A poet once noted that tradition “cannot be inherited, and if you want it you must obtain it by great labour.” It implies “not only the pastness of the past, but of its presence.” To be “in the tradition,” then, calls for an awareness — new and inimitable — of previous accomplishments, an understanding that one’s given culture and contemporary days alone can lend.
No other genre loves tradition quite like bluegrass. Still, its diversity has often been underestimated by both intimate participants and dismissive critics, who hear musical times gone but not time present.
The wonder of Longview, then, is the seamlessness with which these six musicians — all major bluegrass contributors in recent decades — enter into the music’s heart and emerge with beauty that’s less like a tribute to the classics than an original work standing among them. The flooding fiddle, the spangling banjo, the dignified rhythm, the harmonic constellations — all are the victory of individual skill harnessed to ensemble unity.
Complete vitals would take a few pages, so, suffice the following: Dudley Connell, guitar (Johnson Mountain Boys and Seldom Scene); Joe Mullins, banjo (Traditional Grass); Glen Duncan, fiddle (Lonesome Standard Time); Marshall Wilborn, bass (Lynn Morris Band); Don Rigsby, mandolin (the New South and Bluegrass Cardinals); and James King, guitar (James King Band).
Reputation and virtuosity aside, singing distinguishes this debut union: The three-part harmonies can inspire vertigo, and the leads, especially Rigsby’s vocal on “Hemlocks And Primroses”, fuse rural roughnesss and technique, cross mournfulness with vigor.

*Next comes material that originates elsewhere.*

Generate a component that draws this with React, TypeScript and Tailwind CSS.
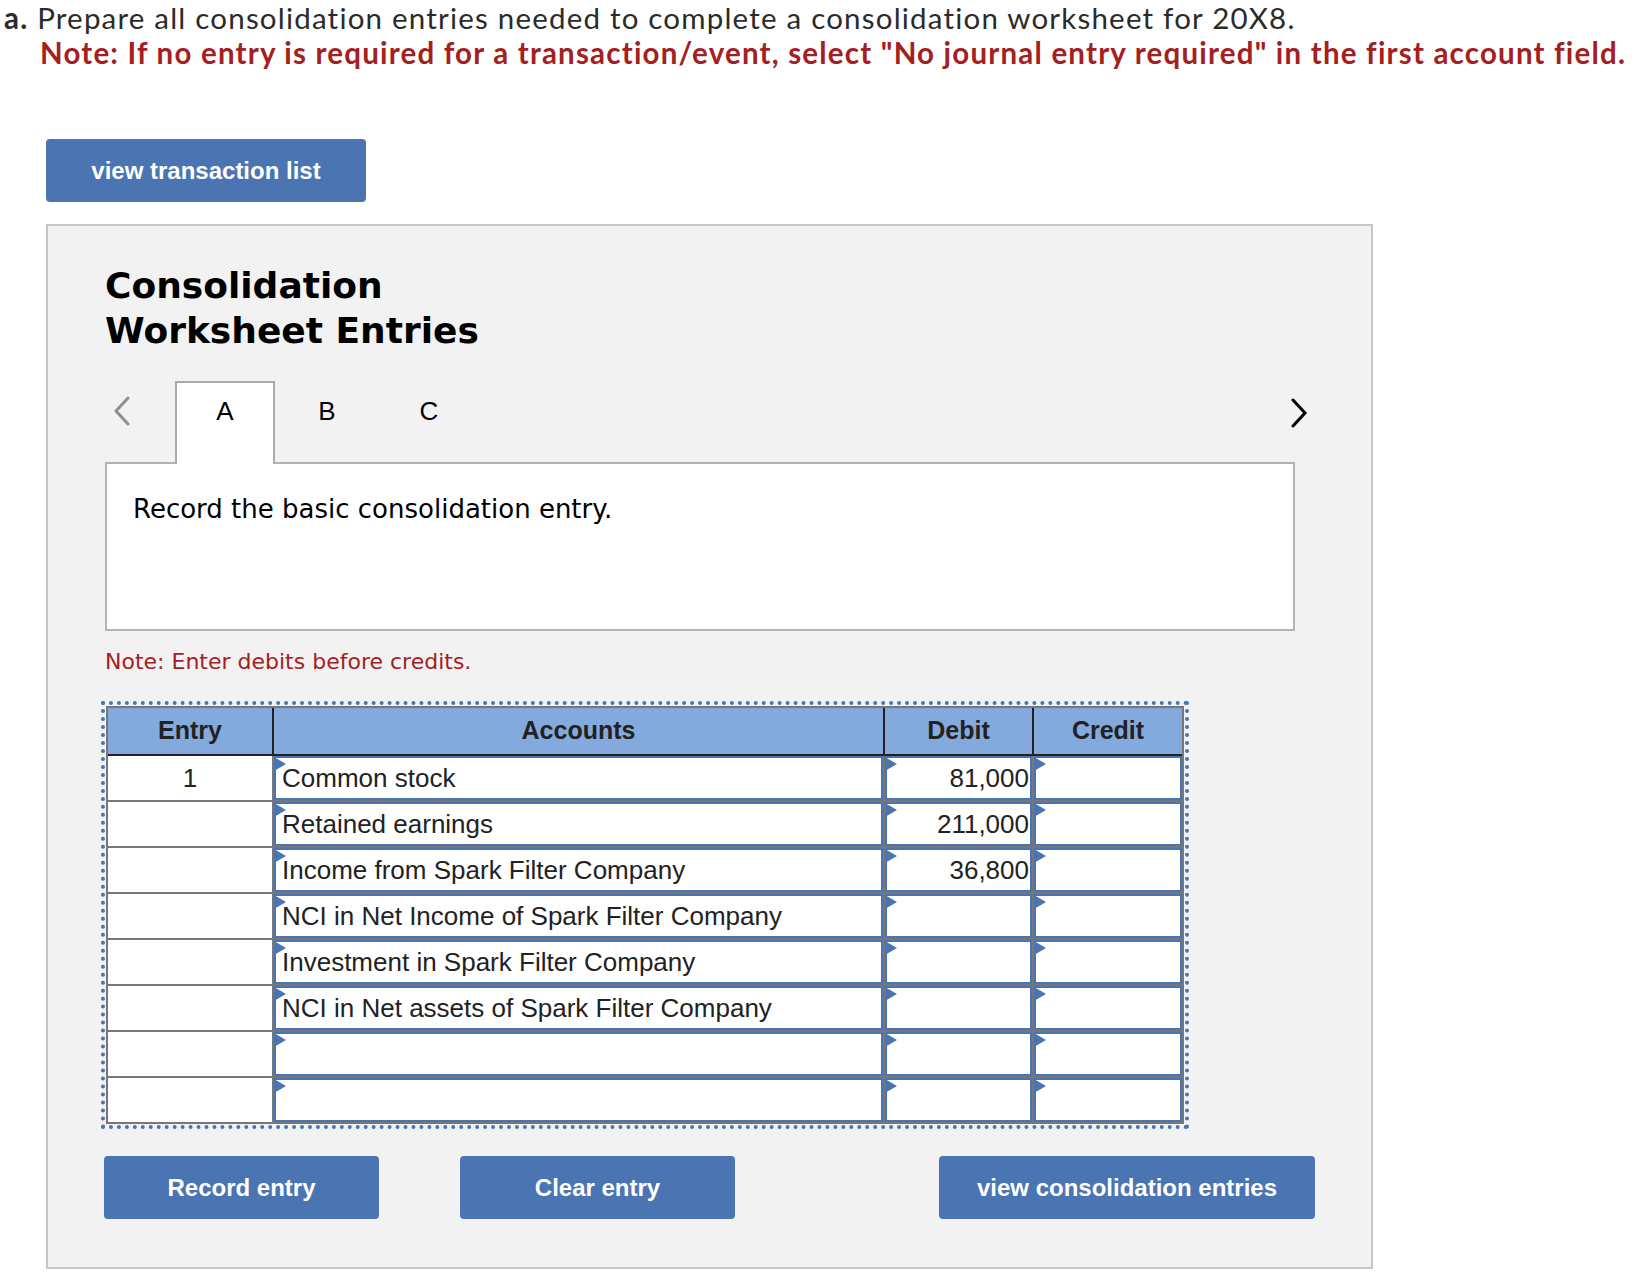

Longview revises tradition subtly yet solidly. For the chestnut “How Will The Flowers Bloom?”, producer Ken Irwin called the composer Connie Gately for an extra verse; a half-hour later, Gately flashed one back. Supplemental lyrics to the traditional “The Train That Carried My Girl From Town” were unearthed via the internet. And while most of the material will be familiar to bluegrass die-hards, the selection feels fresh and the sequencing zips along. The ethos is blue beyond blue, the joy palatable, and the whole sounds, to these ears, among the year’s most satisfying musical experiences. A profound achievement.